(Work to do)
Reproduce the listing below word for word, with no pictures.

(Entries from a dataset)
◇ ◇ ◇ ◇ ◇

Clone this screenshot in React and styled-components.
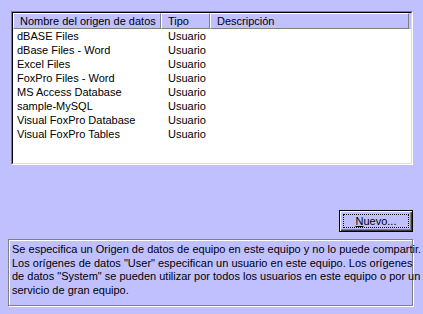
import React from 'react';
import styled, { createGlobalStyle } from 'styled-components';

const lavender = '#c0c0ff';
const shadow = '#808080';

const GlobalStyle = createGlobalStyle`
  body {
    margin: 0;
    background: ${lavender};
    font-family: "Liberation Sans", Arial, sans-serif;
    font-size: 11px;
    color: #000;
  }
`;

const Page = styled.div`
  width: 423px;
  height: 314px;
  display: flex;
  flex-direction: column;
  padding-top: 11px;
  box-sizing: border-box;
`;

const ListOuter = styled.div`
  margin-left: 11px;
  width: 402px;
  height: 154px;
  box-sizing: border-box;
  border-top: 1px solid ${shadow};
  border-left: 1px solid ${shadow};
  border-right: 1px solid #fff;
  border-bottom: 1px solid #fff;
`;

const ListInner = styled.div`
  height: 100%;
  box-sizing: border-box;
  border-top: 1px solid #000;
  border-left: 1px solid #000;
  border-right: 1px solid #dfdfdf;
  border-bottom: 1px solid #dfdfdf;
  background: #fff;
`;

const columns = '148px 49px 199px';

const Header = styled.div`
  display: grid;
  grid-template-columns: ${columns};
  height: 16px;
  background: ${lavender};
`;

const HeaderCell = styled.div`
  box-sizing: border-box;
  height: 16px;
  line-height: 14px;
  padding-left: ${p => p.$pad}px;
  border-top: 1px solid #fff;
  border-left: 1px solid #fff;
  border-right: 1px solid ${shadow};
  border-bottom: 1px solid ${shadow};
  white-space: nowrap;
`;

const Row = styled.div`
  display: grid;
  grid-template-columns: ${columns};
  height: 14px;
  line-height: 14px;
`;

const Cell = styled.div`
  padding-left: ${p => p.$pad}px;
  white-space: nowrap;
`;

const ButtonBar = styled.div`
  display: flex;
  justify-content: flex-end;
  padding-right: 10px;
  margin-top: 45px;
`;

const Button = styled.button`
  width: 74px;
  height: 22px;
  padding: 3px;
  box-sizing: border-box;
  background: ${lavender};
  border: 1px solid #000;
  box-shadow: inset 1px 1px 0 #fff, inset -1px -1px 0 #404040, inset -2px -2px 0 ${shadow};
  font: inherit;
  display: flex;
`;

const Focus = styled.span`
  flex: 1;
  border: 1px dotted #000;
  display: flex;
  align-items: center;
  justify-content: center;
  line-height: 12px;
`;

const InfoBox = styled.div`
  margin: 7px 10px 0 8px;
  height: 67px;
  box-sizing: border-box;
  padding: 3px 3px;
  border: 1px solid ${shadow};
  box-shadow: 1px 1px 0 #fff, inset 1px 1px 0 #fff;
  line-height: 13.5px;
  white-space: nowrap;
`;

const sources = [
  'dBASE Files',
  'dBase Files - Word',
  'Excel Files',
  'FoxPro Files - Word',
  'MS Access Database',
  'sample-MySQL',
  'Visual FoxPro Database',
  'Visual FoxPro Tables',
];

export default function App() {
  return (
    <Page>
      <GlobalStyle />
      <ListOuter>
        <ListInner>
          <Header>
            <HeaderCell $pad={6}>Nombre del origen de datos</HeaderCell>
            <HeaderCell $pad={6}>Tipo</HeaderCell>
            <HeaderCell $pad={6}>Descripción</HeaderCell>
          </Header>
          {sources.map(name => (
            <Row key={name}>
              <Cell $pad={4}>{name}</Cell>
              <Cell $pad={7}>Usuario</Cell>
              <Cell />
            </Row>
          ))}
        </ListInner>
      </ListOuter>
      <ButtonBar>
        <Button>
          <Focus><u>N</u>uevo...</Focus>
        </Button>
      </ButtonBar>
      <InfoBox>
        Se especifica un Origen de datos de equipo en este equipo y no lo puede compartir.<br />
        Los orígenes de datos "User" especifican un usuario en este equipo. Los orígenes<br />
        de datos "System" se pueden utilizar por todos los usuarios en este equipo o por un<br />
        servicio de gran equipo.
      </InfoBox>
    </Page>
  );
}
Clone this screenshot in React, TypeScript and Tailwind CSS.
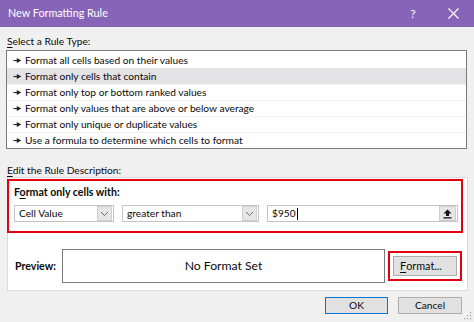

◇ ◇ ◇ ◇ ◇

(Correct output)
Clone this screenshot in React and styled-components.
import React from 'react';
import styled, { createGlobalStyle } from 'styled-components';

const lavender = '#c0c0ff';
const shadow = '#808080';

const GlobalStyle = createGlobalStyle`
  body {
    margin: 0;
    background: ${lavender};
    font-family: "Liberation Sans", Arial, sans-serif;
    font-size: 11px;
    color: #000;
  }
`;

const Page = styled.div`
  width: 423px;
  height: 314px;
  display: flex;
  flex-direction: column;
  padding-top: 11px;
  box-sizing: border-box;
`;

const ListOuter = styled.div`
  margin-left: 11px;
  width: 402px;
  height: 154px;
  box-sizing: border-box;
  border-top: 1px solid ${shadow};
  border-left: 1px solid ${shadow};
  border-right: 1px solid #fff;
  border-bottom: 1px solid #fff;
`;

const ListInner = styled.div`
  height: 100%;
  box-sizing: border-box;
  border-top: 1px solid #000;
  border-left: 1px solid #000;
  border-right: 1px solid #dfdfdf;
  border-bottom: 1px solid #dfdfdf;
  background: #fff;
`;

const columns = '148px 49px 199px';

const Header = styled.div`
  display: grid;
  grid-template-columns: ${columns};
  height: 16px;
  background: ${lavender};
`;

const HeaderCell = styled.div`
  box-sizing: border-box;
  height: 16px;
  line-height: 14px;
  padding-left: ${p => p.$pad}px;
  border-top: 1px solid #fff;
  border-left: 1px solid #fff;
  border-right: 1px solid ${shadow};
  border-bottom: 1px solid ${shadow};
  white-space: nowrap;
`;

const Row = styled.div`
  display: grid;
  grid-template-columns: ${columns};
  height: 14px;
  line-height: 14px;
`;

const Cell = styled.div`
  padding-left: ${p => p.$pad}px;
  white-space: nowrap;
`;

const ButtonBar = styled.div`
  display: flex;
  justify-content: flex-end;
  padding-right: 10px;
  margin-top: 45px;
`;

const Button = styled.button`
  width: 74px;
  height: 22px;
  padding: 3px;
  box-sizing: border-box;
  background: ${lavender};
  border: 1px solid #000;
  box-shadow: inset 1px 1px 0 #fff, inset -1px -1px 0 #404040, inset -2px -2px 0 ${shadow};
  font: inherit;
  display: flex;
`;

const Focus = styled.span`
  flex: 1;
  border: 1px dotted #000;
  display: flex;
  align-items: center;
  justify-content: center;
  line-height: 12px;
`;

const InfoBox = styled.div`
  margin: 7px 10px 0 8px;
  height: 67px;
  box-sizing: border-box;
  padding: 3px 3px;
  border: 1px solid ${shadow};
  box-shadow: 1px 1px 0 #fff, inset 1px 1px 0 #fff;
  line-height: 13.5px;
  white-space: nowrap;
`;

const sources = [
  'dBASE Files',
  'dBase Files - Word',
  'Excel Files',
  'FoxPro Files - Word',
  'MS Access Database',
  'sample-MySQL',
  'Visual FoxPro Database',
  'Visual FoxPro Tables',
];

export default function App() {
  return (
    <Page>
      <GlobalStyle />
      <ListOuter>
        <ListInner>
          <Header>
            <HeaderCell $pad={6}>Nombre del origen de datos</HeaderCell>
            <HeaderCell $pad={6}>Tipo</HeaderCell>
            <HeaderCell $pad={6}>Descripción</HeaderCell>
          </Header>
          {sources.map(name => (
            <Row key={name}>
              <Cell $pad={4}>{name}</Cell>
              <Cell $pad={7}>Usuario</Cell>
              <Cell />
            </Row>
          ))}
        </ListInner>
      </ListOuter>
      <ButtonBar>
        <Button>
          <Focus><u>N</u>uevo...</Focus>
        </Button>
      </ButtonBar>
      <InfoBox>
        Se especifica un Origen de datos de equipo en este equipo y no lo puede compartir.<br />
        Los orígenes de datos "User" especifican un usuario en este equipo. Los orígenes<br />
        de datos "System" se pueden utilizar por todos los usuarios en este equipo o por un<br />
        servicio de gran equipo.
      </InfoBox>
    </Page>
  );
}
Clone this screenshot in React, TypeScript and Tailwind CSS.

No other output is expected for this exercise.